AI + Ethics

AI + Ethics and Governance


ai-ethics
AI Ethics for Responsible Healthcare Research & Clinical Implementation

Yilin Ning, Centre for Quantitative Medicine, Duke-NUS
Julian Savulescu, Centre for Biomedical Ethics, NUS
Michael Dunn, Centre for Biomedical Ethics, NUS
Gary Collins, Centre for Statistics in Medicine, University of Oxford, UK
Daniel Shu Wei Ting, Singapore Eye Research Institute
Roger Vaughan, Centre for Quantitative Medicine, Duke-NUS
Marcus Eng Hock Ong, Singapore General Hospital
Eric J Topol, Scripps Research Translational Institute, CA, USA
Liu Nan, Centre for Quantitative Medicine, Duke-NUS

Despite the potential of AI for healthcare applications and the growing body of AI research and innovations, the implementation of AI technology in healthcare practice is often limited due to various ethical concerns, e.g., consequences of wrong predictions and whom to hold accountable in such situations. However, currently there lacks a recommended best practice for a systematic assessment and subsequent mitigations of ethical issues in AI implementation for healthcare. This need for comprehensive ethics assessment becomes more urgent with the emerging generative AI (GenAI), where powerful technology such as ChatGPT is easily accessible to the general public and the healthcare industry to create health-related contents, perform administrative tasks, and even to inform health-related decisions. Unlike the advanced technological developments, ethical investigations on GenAI are still in an early stage, with more discussion on issues arising than actionable solutions.

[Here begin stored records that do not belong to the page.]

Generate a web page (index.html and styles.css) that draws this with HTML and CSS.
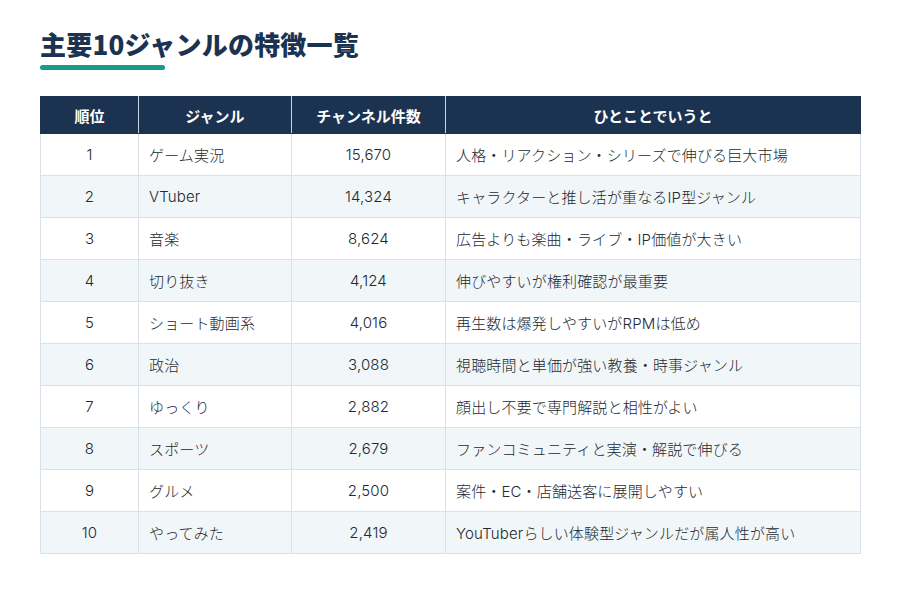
FILE: index.html
```html
<!DOCTYPE html>
<html lang="ja">
<head>
<meta charset="utf-8">
<link rel="stylesheet" href="styles.css">
</head>
<body>
<main class="page">
  <h1 class="title">主要10ジャンルの特徴一覧</h1>
  <div class="title-bar"></div>
  <table class="genre-table">
    <colgroup>
      <col class="c-rank"><col class="c-genre"><col class="c-count"><col class="c-desc">
    </colgroup>
    <thead>
      <tr><th>順位</th><th>ジャンル</th><th>チャンネル件数</th><th>ひとことでいうと</th></tr>
    </thead>
    <tbody>
      <tr><td class="center">1</td><td>ゲーム実況</td><td class="center">15,670</td><td>人格・リアクション・シリーズで伸びる巨大市場</td></tr>
      <tr><td class="center">2</td><td>VTuber</td><td class="center">14,324</td><td>キャラクターと推し活が重なるIP型ジャンル</td></tr>
      <tr><td class="center">3</td><td>音楽</td><td class="center">8,624</td><td>広告よりも楽曲・ライブ・IP価値が大きい</td></tr>
      <tr><td class="center">4</td><td>切り抜き</td><td class="center">4,124</td><td>伸びやすいが権利確認が最重要</td></tr>
      <tr><td class="center">5</td><td>ショート動画系</td><td class="center">4,016</td><td>再生数は爆発しやすいがRPMは低め</td></tr>
      <tr><td class="center">6</td><td>政治</td><td class="center">3,088</td><td>視聴時間と単価が強い教養・時事ジャンル</td></tr>
      <tr><td class="center">7</td><td>ゆっくり</td><td class="center">2,882</td><td>顔出し不要で専門解説と相性がよい</td></tr>
      <tr><td class="center">8</td><td>スポーツ</td><td class="center">2,679</td><td>ファンコミュニティと実演・解説で伸びる</td></tr>
      <tr><td class="center">9</td><td>グルメ</td><td class="center">2,500</td><td>案件・EC・店舗送客に展開しやすい</td></tr>
      <tr><td class="center">10</td><td>やってみた</td><td class="center">2,419</td><td>YouTuberらしい体験型ジャンルだが属人性が高い</td></tr>
    </tbody>
  </table>
</main>
</body>
</html>
```
FILE: styles.css
```css
* { box-sizing: border-box; }
html, body { margin: 0; padding: 0; background: #ffffff; }
body {
  font-family: "Noto Sans CJK JP", "Noto Sans", sans-serif;
  color: #333a42;
}
.page {
  padding: 27px 40px 0 40px;
}
.title {
  margin: 0;
  font-size: 26px;
  line-height: 34px;
  font-weight: 900;
  color: #1b3350;
  letter-spacing: 0.2px;
}
.title-bar {
  width: 125px;
  height: 5px;
  border-radius: 3px;
  background: #169b8d;
  margin-top: 4px;
  margin-bottom: 26px;
}
.genre-table {
  width: 820px;
  border-collapse: collapse;
  table-layout: fixed;
  font-size: 15px;
}
.c-rank { width: 98px; }
.c-genre { width: 153px; }
.c-count { width: 154px; }
.c-desc { width: 415px; }
.genre-table th {
  background: #1b3350;
  color: #ffffff;
  font-weight: 700;
  height: 37px;
  padding: 0 10px;
  text-align: center;
  border: 1px solid #1b3350;
  border-left-color: #c9d3de;
  border-right-color: #c9d3de;
}
.genre-table th:first-child { border-left-color: #1b3350; }
.genre-table th:last-child { border-right-color: #1b3350; }
.genre-table td {
  height: 42px;
  padding: 0 10px;
  border: 1px solid #d9e2eb;
  color: #24292f;
  font-family: "Inter", "Noto Sans CJK JP", sans-serif;
  font-weight: 300;
  letter-spacing: 0.15px;
  white-space: nowrap;
}
.genre-table tbody tr:nth-child(even) td { background: #f1f6f9; }
.genre-table td.center { text-align: center; }
```
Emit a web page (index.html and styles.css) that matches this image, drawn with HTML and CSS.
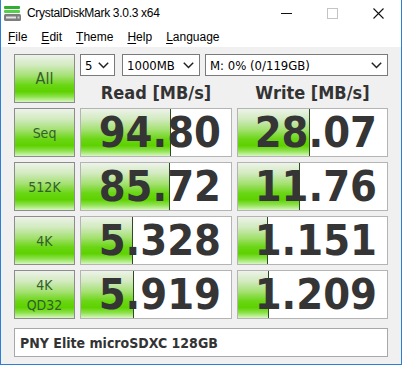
FILE: index.html
```html
<!DOCTYPE html>
<html>
<head>
<meta charset="utf-8">
<link rel="stylesheet" href="styles.css">
</head>
<body>
<div class="window">
  <div class="titlebar">
    <svg class="app-icon" width="18" height="16" viewBox="0 0 18 16">
      <rect x="0" y="0" width="16" height="3" rx="1" fill="#2fae2f"/>
      <rect x="0" y="4" width="16" height="3" rx="1" fill="#56d04a"/>
      <rect x="0" y="8" width="17" height="7" rx="1.5" fill="#7d7d7d"/>
      <rect x="2" y="10.5" width="10" height="2" fill="#e4e4e4"/>
      <rect x="13.5" y="10.5" width="2" height="2" fill="#cfcfcf"/>
    </svg>
    <span class="title">CrystalDiskMark 3.0.3 x64</span>
    <div class="controls">
      <span class="ctl"><svg width="11" height="11" viewBox="0 0 11 11"><line x1="0" y1="5.5" x2="11" y2="5.5" stroke="#111" stroke-width="1"/></svg></span>
      <span class="ctl"><svg width="11" height="11" viewBox="0 0 11 11"><rect x="0.5" y="0.5" width="10" height="10" fill="none" stroke="#c4c4c4" stroke-width="1"/></svg></span>
      <span class="ctl"><svg width="11" height="11" viewBox="0 0 11 11"><path d="M0.5 0.5 L10.5 10.5 M10.5 0.5 L0.5 10.5" stroke="#111" stroke-width="1.1" fill="none"/></svg></span>
    </div>
  </div>
  <div class="menubar">
    <span class="menu"><u>F</u>ile</span>
    <span class="menu"><u>E</u>dit</span>
    <span class="menu"><u>T</u>heme</span>
    <span class="menu"><u>H</u>elp</span>
    <span class="menu"><u>L</u>anguage</span>
  </div>
  <div class="client">
    <div class="grid">
      <div class="btn all">All</div>
      <div class="selects">
        <div class="sel s1"><span>5</span><svg class="chev" width="11" height="7" viewBox="0 0 11 7"><path d="M0.8 0.8 L5.5 5.5 L10.2 0.8" fill="none" stroke="#222" stroke-width="1.5"/></svg></div>
        <div class="sel s2"><span>1000MB</span><svg class="chev" width="11" height="7" viewBox="0 0 11 7"><path d="M0.8 0.8 L5.5 5.5 L10.2 0.8" fill="none" stroke="#222" stroke-width="1.5"/></svg></div>
        <div class="sel s3"><span>M: 0% (0/119GB)</span><svg class="chev" width="11" height="7" viewBox="0 0 11 7"><path d="M0.8 0.8 L5.5 5.5 L10.2 0.8" fill="none" stroke="#222" stroke-width="1.5"/></svg></div>
      </div>
      <div class="hdr">Read [MB/s]</div>
      <div class="hdr">Write [MB/s]</div>

      <div class="btn">Seq</div>
      <div class="cell"><div class="bar" style="width:89px"></div><span class="val">94.80</span></div>
      <div class="cell"><div class="bar" style="width:71px"></div><span class="val">28.07</span></div>

      <div class="btn">512K</div>
      <div class="cell"><div class="bar" style="width:88px"></div><span class="val">85.72</span></div>
      <div class="cell"><div class="bar" style="width:61px"></div><span class="val">11.76</span></div>

      <div class="btn">4K</div>
      <div class="cell"><div class="bar" style="width:51px"></div><span class="val">5.328</span></div>
      <div class="cell"><div class="bar" style="width:29px"></div><span class="val">1.151</span></div>

      <div class="btn two">4K<br>QD32</div>
      <div class="cell"><div class="bar" style="width:52px"></div><span class="val">5.919</span></div>
      <div class="cell"><div class="bar" style="width:30px"></div><span class="val">1.209</span></div>
    </div>
    <div class="comment">PNY Elite microSDXC 128GB</div>
  </div>
</div>
</body>
</html>
```

FILE: styles.css
```css
html, body {
  margin: 0;
  padding: 0;
  background: #ffffff;
}

.window {
  width: 400px;
  height: 364px;
  border: 1px solid #2b7fd6;
  border-top: none;
  background: #f0f0f0;
  display: flex;
  flex-direction: column;
}

.titlebar {
  height: 26px;
  background: #ffffff;
  display: flex;
  align-items: center;
  padding-left: 3px;
}

.app-icon {
  display: block;
  margin-top: 2px;
}

.title {
  margin-left: 5px;
  font-family: "Liberation Sans", Arial, sans-serif;
  font-size: 12px;
  letter-spacing: -0.3px;
  color: #000;
  flex: 1;
}

.controls {
  display: flex;
  align-self: stretch;
}

.ctl {
  width: 46px;
  display: flex;
  align-items: center;
  justify-content: center;
}

.ctl svg {
  display: block;
}

.menubar {
  height: 21px;
  background: #ffffff;
  display: flex;
  align-items: center;
  gap: 14px;
  padding-left: 7px;
  font-family: "Liberation Sans", Arial, sans-serif;
  font-size: 12px;
  color: #000;
}

.menu u {
  text-decoration: underline;
  text-underline-offset: 2px;
}

.client {
  padding: 7px 13px 0 13px;
}

.grid {
  display: grid;
  grid-template-columns: 61px 152px 151px;
  grid-template-rows: 22px 22px 49px 49px 49px 49px;
  column-gap: 5px;
  row-gap: 5px;
}

.btn {
  box-sizing: border-box;
  border: 1px solid #8c8c8c;
  background: linear-gradient(to bottom, #eef3ea 0%, #d2eabf 22%, #a2e06e 45%, #6ad614 64%, #5ed200 78%, #8ee24e 89%, #d8f6c2 100%);
  display: flex;
  align-items: center;
  justify-content: center;
  text-align: center;
  font-family: "DejaVu Sans Condensed", "DejaVu Sans", sans-serif;
  font-stretch: condensed;
  font-size: 14px;
  color: #33602a;
}

.btn.all {
  grid-row: 1 / 3;
  grid-column: 1;
  font-size: 16px;
}

.btn.two {
  font-size: 14px;
  line-height: 20px;
}

.selects {
  grid-row: 1;
  grid-column: 2 / 4;
  display: flex;
}

.sel {
  box-sizing: border-box;
  height: 22px;
  border: 1px solid #7a7a7a;
  background: #ffffff;
  display: flex;
  align-items: center;
  justify-content: space-between;
  padding: 0 5px 0 4px;
  font-family: "DejaVu Sans Condensed", "DejaVu Sans", sans-serif;
  font-stretch: condensed;
  font-size: 13px;
  color: #000;
}

.sel .chev {
  display: block;
}

.s1 { width: 35px; margin-right: 7px; }
.s2 { width: 78px; margin-right: 5px; }
.s3 { width: 183px; padding-left: 4px; }

.hdr {
  grid-row: 2;
  display: flex;
  align-items: flex-end;
  justify-content: center;
  font-family: "DejaVu Sans Condensed", "DejaVu Sans", sans-serif;
  font-stretch: condensed;
  font-weight: bold;
  font-size: 18px;
  line-height: 20px;
  color: #333333;
}

.cell {
  position: relative;
  box-sizing: border-box;
  border: 1px solid #b4b4b4;
  background: #ffffff;
  display: flex;
  align-items: center;
  justify-content: flex-end;
  padding-right: 10px;
  overflow: hidden;
}

.bar {
  position: absolute;
  left: 0;
  top: 0;
  bottom: 0;
  border-right: 1px solid #2f4a22;
  background: linear-gradient(to bottom, #eef3ea 0%, #d2eabf 22%, #a2e06e 45%, #6ad614 64%, #5ed200 78%, #8ee24e 89%, #d8f6c2 100%);
}

.val {
  position: relative;
  font-family: "DejaVu Sans Condensed", "DejaVu Sans", sans-serif;
  font-stretch: condensed;
  font-weight: bold;
  font-size: 43px;
  line-height: 47px;
  color: #353535;
}

.comment {
  box-sizing: border-box;
  margin-top: 9px;
  width: 374px;
  height: 29px;
  border: 1px solid #a8a8a8;
  background: #ffffff;
  display: flex;
  align-items: center;
  padding-left: 5px;
  font-family: "DejaVu Sans Condensed", "DejaVu Sans", sans-serif;
  font-stretch: condensed;
  font-weight: bold;
  font-size: 14px;
  color: #333333;
}
```
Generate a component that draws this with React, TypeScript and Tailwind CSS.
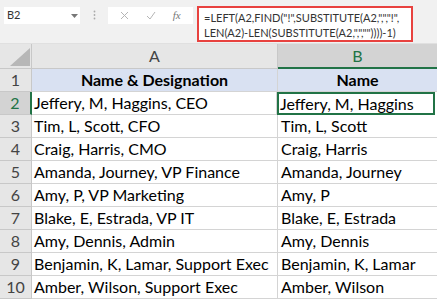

Our research aims at identifying gaps in current AI and GenAI research for healthcare, and developing actionable solutions such as ethics checklist and assessment tools that foster responsible AI research and clinical implementation.

AI Fairness in Healthcare: Perspectives, Methodology and Applications

Mingxuan Liu, Centre for Quantitative Medicine, Duke-NUS
Yilin Ning, Centre for Quantitative Medicine, Duke-NUS
Mayli Mertens, Dept of Philosophy, University of Antwerp, Belgium
Fei Wang, Weill Cornell Medicine, New York, NY, USA
Daniel Shu Wei Ting, Singapore Eye Research Institute
Leo Celi, Institute for Medical Engineering and Science, MIT, USA
Liu Nan, Centre for Quantitative Medicine, Duke-NUS

ai-fairness
The escalating integration of artificial intelligence (AI) in high-stakes fields such as healthcare raises substantial concerns about model fairness. AI biases, i.e., opposed to the principles of fairness and health equity, arise when relative variables like age, gender, race, or socio-economic status unjustly impact model-based decision-making. With a lack of a commitment to fairness, AI applications can potentially exacerbate, rather than diminish, health inequalities. However, despite extensive developments, concerns about AI fairness in clinical contexts have not been adequately addressed. Clinical AI fairness, specifically, requires a high level of contextualization due to the complex contexts of healthcare, meriting multidisciplinary collaboration between AI researchers, clinicians, and ethicists to bridge the gap and translate AI fairness into real-life benefits [1]. The goal of our research is to identify gaps in current clinical AI fairness research, develop interpretable methods that are fair and accurate in decision-making, and fairly implement these models in the real world of healthcare. 

[1] Liu M, Ning Y, Teixayavong S, Mertens M, Xu J, Ting DS, Cheng LT, Ong JC, Teo ZL, Tan TF, Narrendar RC, Wang F, Celi LA, Ong MEH, and Liu N. A translational perspective towards clinical AI fairness. npj Digital Medicine (2023), 6:172.